Quindi nello scenario generale si passa dapprima in due completi e netti opposti: dal totale abbandono del Borgo Marina ormai evidentemente considerato perduto dall’amministrazione cittadina, in cui si invoca il continuo incremento di telecamere per il controllo, peraltro inutili altrove, segno di una umiliante resa e sconfitta delle Istituzioni.
Poi a quello di San Giuliano oggetto di molte qualificazioni presenti, comprendendo la giusta pedonalizzazione del Ponte Tiberio ma senza un’alternativa al traffico, a discapito e sacrificio di altre zone coma la Via Ducale e quartiere circostante.
In mezzo a questa situazione il Borgo San Giovanni molto attivo da parte del suo tessuto umano, e oggetto di prossime opere di riqualificazione. Infine il Borgo Sant’Andrea che vive e prospera sulle sue molte risorse poiché privo di quella considerazione che meriterebbe, anche e soprattutto per la sua bella diversità.
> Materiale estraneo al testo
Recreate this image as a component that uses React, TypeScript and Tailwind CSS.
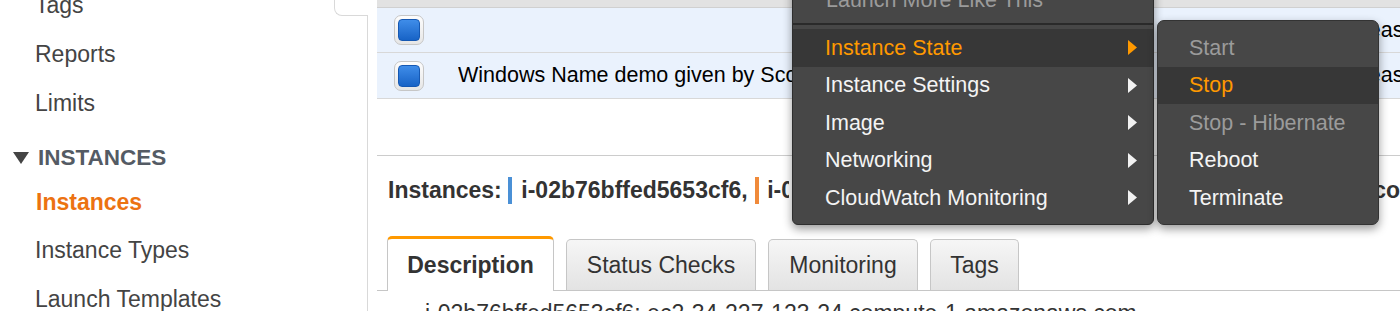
import React from "react";

type MenuItem = {
  label: string;
  tone?: "normal" | "active" | "disabled";
  submenu?: boolean;
};

const mainMenu: MenuItem[] = [
  { label: "Instance State", tone: "active", submenu: true },
  { label: "Instance Settings", submenu: true },
  { label: "Image", submenu: true },
  { label: "Networking", submenu: true },
  { label: "CloudWatch Monitoring", submenu: true },
];

const stateMenu: MenuItem[] = [
  { label: "Start", tone: "disabled" },
  { label: "Stop", tone: "active" },
  { label: "Stop - Hibernate", tone: "disabled" },
  { label: "Reboot" },
  { label: "Terminate" },
];

function Checkbox() {
  return (
    <div className="flex h-[30px] w-[30px] shrink-0 items-center justify-center rounded-[7px] border border-[#c6c6c6] bg-linear-to-b from-[#fdfdfd] to-[#e6e6e6]">
      <div className="h-[22px] w-[22px] rounded-[4px] border border-[#1558b3] bg-linear-to-b from-[#3f8de9] to-[#1763c6]" />
    </div>
  );
}

function Arrow({ active }: { active?: boolean }) {
  return (
    <svg width="9" height="15" viewBox="0 0 9 15" className="shrink-0">
      <path d="M0 0 L9 7.5 L0 15 Z" fill={active ? "#ff9900" : "#f2f2f2"} />
    </svg>
  );
}

function MenuRow({ item, pl }: { item: MenuItem; pl: string }) {
  const color =
    item.tone === "active"
      ? "text-[#ff9900]"
      : item.tone === "disabled"
      ? "text-[#9b9b9b]"
      : "text-[#f4f4f4]";
  return (
    <div
      className={`flex h-[37.5px] items-center justify-between pr-[16px] text-[21.5px] ${pl} ${color} ${
        item.tone === "active" ? "bg-[#373737]" : ""
      }`}
    >
      <span>{item.label}</span>
      {item.submenu && <Arrow active={item.tone === "active"} />}
    </div>
  );
}

function Sidebar() {
  return (
    <aside className="relative w-[368px] shrink-0 border-r border-[#d9d9d9] text-[23px] text-[#444]">
      <div className="absolute right-[-1px] top-[-10px] h-[26px] w-[34px] rounded-bl-[8px] border-b border-l border-[#d9d9d9] bg-white" />
      <div className="-mt-[19px] pl-[35px]">
        <div className="h-[49px] leading-[49px]">Tags</div>
        <div className="h-[49px] leading-[49px]">Reports</div>
        <div className="h-[49px] leading-[49px]">Limits</div>
        <div className="-ml-[22px] mt-[8px] flex h-[44px] items-center gap-[9px] text-[22.5px] font-bold text-[#545b64]">
          <svg width="16" height="12" viewBox="0 0 16 12">
            <path d="M0 0 H16 L8 12 Z" fill="#444" />
          </svg>
          <span>INSTANCES</span>
        </div>
        <div className="h-[44px] pl-[1px] leading-[44px] font-bold text-[#ec7211]">Instances</div>
        <div className="mt-[2px] h-[49px] leading-[49px]">Instance Types</div>
        <div className="h-[49px] leading-[49px]">Launch Templates</div>
      </div>
    </aside>
  );
}

function Main() {
  const tabs = [
    { label: "Description", w: "w-[167px]" },
    { label: "Status Checks", w: "w-[190px]" },
    { label: "Monitoring", w: "w-[150px]" },
    { label: "Tags", w: "w-[89px]" },
  ];
  return (
    <main className="min-w-0 flex-1 pl-[9px]">
      <div className="h-[8px] border-b border-[#d0d0d0] bg-[#e2e2e2]" />
      <div className="flex h-[45px] items-center border-b border-[#d8d8d8] bg-[#eaf2fd] text-[21.5px] text-black">
        <div className="ml-[17px]">
          <Checkbox />
        </div>
        <div className="ml-[34px] w-[881px] shrink-0" />
        <div className="whitespace-nowrap">us-east-1a</div>
      </div>
      <div className="flex h-[46px] items-center border-b border-[#d8d8d8] bg-[#eaf2fd] text-[21.5px] text-black">
        <div className="ml-[17px]">
          <Checkbox />
        </div>
        <div className="ml-[34px] w-[881px] shrink-0">
          <div className="w-[334px] overflow-hidden whitespace-nowrap">Windows Name demo given by Scott</div>
        </div>
        <div className="whitespace-nowrap">us-east-1a</div>
      </div>

      <div className="h-[56px]" />
      <div className="border-t border-[#cccccc] pl-[11px] pt-[20px]">
        <div className="flex h-[28px] items-center whitespace-nowrap text-[23px] font-bold text-[#333]">
          <span>Instances:</span>
          <span className="ml-[6px] h-[27px] w-[7px] bg-[#4a90d6]" />
          <span className="ml-[9px]">i-02b76bffed5653cf6,</span>
          <span className="ml-[7px] h-[27px] w-[7px] bg-[#f08a3a]" />
          <span className="ml-[8px] w-[22px] shrink-0 overflow-hidden">i-0c91d5e2</span>
          <span className="w-[584px] shrink-0" />
          <span>co</span>
        </div>
      </div>

      <div className="mt-[32px] flex h-[55px] items-end gap-[12px] border-b border-[#c6c6c6] pl-[10px] text-[23px] text-[#333]">
        {tabs.map((t, i) =>
          i === 0 ? (
            <div
              key={t.label}
              className={`-mb-px flex h-[55px] items-center justify-center rounded-t-[5px] border-x border-t-[3px] border-x-[#c6c6c6] border-t-[#ff9900] bg-white font-bold ${t.w}`}
            >
              {t.label}
            </div>
          ) : (
            <div
              key={t.label}
              className={`flex h-[51px] items-center justify-center rounded-t-[5px] border border-b-0 border-[#c6c6c6] bg-linear-to-b from-[#f6f6f6] to-[#e3e3e3] ${t.w}`}
            >
              {t.label}
            </div>
          )
        )}
      </div>
      <div className="mt-[9px] whitespace-nowrap pl-[48px] text-[23px] leading-[26px] text-[#333]">
        i-02b76bffed5653cf6: ec2-34-227-123-24.compute-1.amazonaws.com
      </div>
    </main>
  );
}

function ContextMenus() {
  return (
    <>
      <div className="absolute left-[792px] top-[-19px] w-[362px] rounded-b-[6px] border border-[#2e2e2e] bg-[#474747] pb-[7.5px] shadow-[0_4px_10px_rgba(0,0,0,0.4)]">
        <div className="flex h-[37px] items-center pl-[33px] text-[21.5px] text-[#9b9b9b]">Launch More Like This</div>
        <div className="my-[4px] h-[2px] bg-[#2a2a2a]" />
        {mainMenu.map((m) => (
          <MenuRow key={m.label} item={m} pl="pl-[32px]" />
        ))}
      </div>
      <div className="absolute left-[1157px] top-[20px] w-[222px] rounded-[7px] border border-[#333] bg-[#474747] pb-[7px] pt-[8px] shadow-[0_4px_10px_rgba(0,0,0,0.4)]">
        {stateMenu.map((m) => (
          <MenuRow key={m.label} item={m} pl="pl-[31px]" />
        ))}
      </div>
    </>
  );
}

export default function App() {
  return (
    <div className="relative flex h-[311px] w-[1400px] overflow-hidden bg-white font-['Liberation_Sans',Arial,sans-serif]">
      <Sidebar />
      <Main />
      <ContextMenus />
    </div>
  );
}
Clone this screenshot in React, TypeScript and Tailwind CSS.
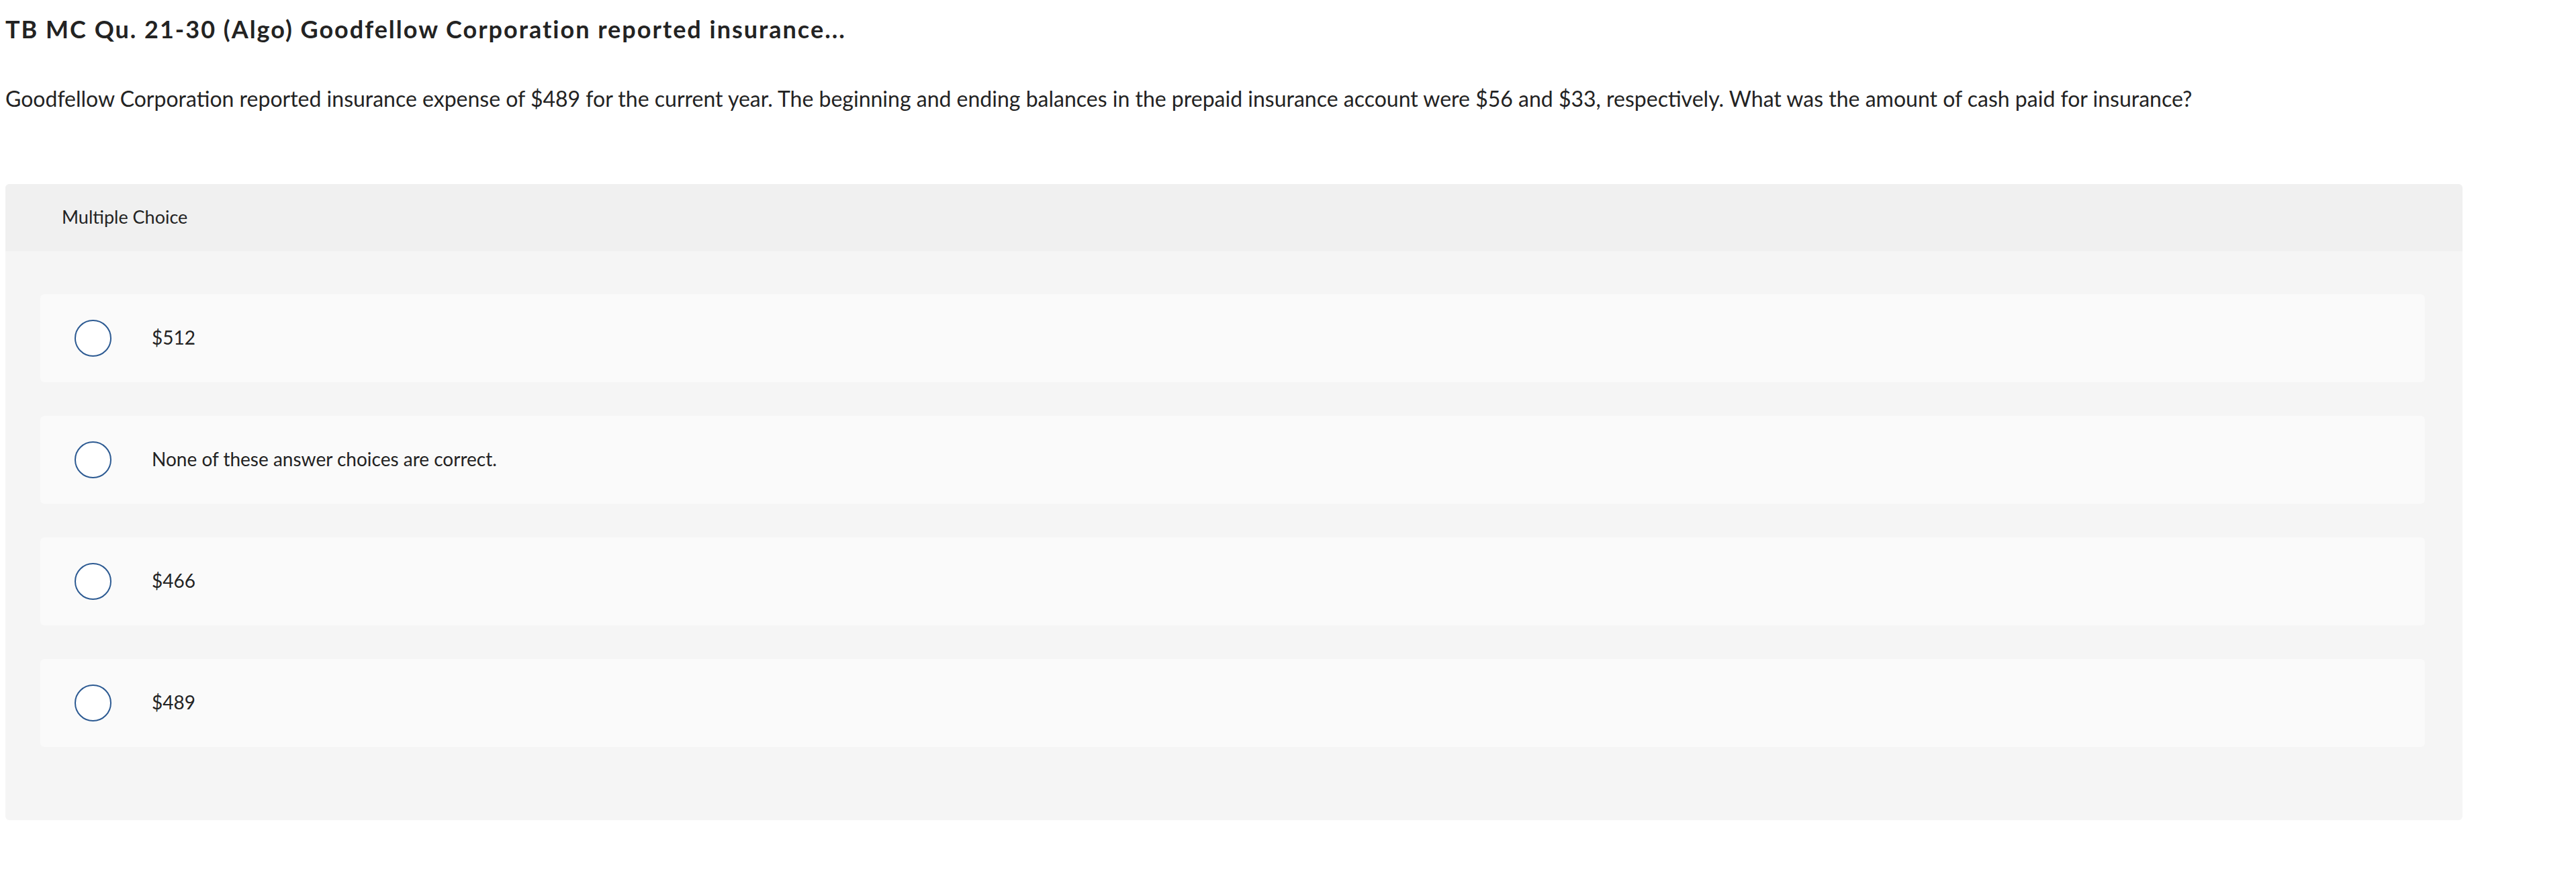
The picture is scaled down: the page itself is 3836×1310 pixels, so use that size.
import React from "react";

const options = ["$512", "None of these answer choices are correct.", "$466", "$489"];

export default function App() {
  return (
    <div className="min-h-[1310px] w-full bg-white pl-[8px] text-[#232323]" style={{ fontFamily: "Lato, 'Open Sans', sans-serif" }}>
      <h1 className="pt-[22px] text-[36px] font-bold leading-[1.2] tracking-[2px] text-[#232323]">
        TB MC Qu. 21-30 (Algo) Goodfellow Corporation reported insurance...
      </h1>
      <p className="mt-[63px] text-[32px] leading-[1.2]">
        Goodfellow Corporation reported insurance expense of $489 for the current year. The beginning and ending balances in the prepaid insurance account were $56 and $33, respectively. What was the amount of cash paid for insurance?
      </p>
      <div className="mt-[107px] w-[3659px] rounded-[6px] bg-[#f5f5f5]">
        <div className="flex h-[100px] items-center rounded-t-[6px] bg-[#f0f0f0] pl-[84px] text-[27px] leading-[1.2]">
          Multiple Choice
        </div>
        <div className="flex flex-col gap-[50px] pb-[109px] pl-[52px] pr-[56px] pt-[64px]">
          {options.map((o) => (
            <div key={o} className="flex h-[131px] items-center rounded-[6px] bg-[#fafafa] pl-[51px]">
              <span className="box-border h-[55px] w-[55px] shrink-0 rounded-full border-[2.5px] border-[#2c5a92] bg-white" />
              <span className="ml-[60px] text-[28px] leading-[1.2]">{o}</span>
            </div>
          ))}
        </div>
      </div>
    </div>
  );
}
Una logica di difficile comprensione se non apparentemente connesse a diversi fattori, quale il principale albergante nella sgangherata visione d’insieme urbanistica, culturale e sociale dell’intera città. Ma anche frutto di una politica che premia solo modelli di consumo come la spritzeria e il vacuo, piuttosto che i valori prima accennati.
E che tratta in modo diverso l’una dall’altra le periferie, e tra esse annovererei anche alcune zone adiacenti al centro, o addirittura interne ad esso, seminando trancetti di parchettini del mare come accade, ad esempio, sia a Rimini nord che a sud, disinteressandosi completamente di ciò che poi avviene in esse e dei problemi che le affliggono.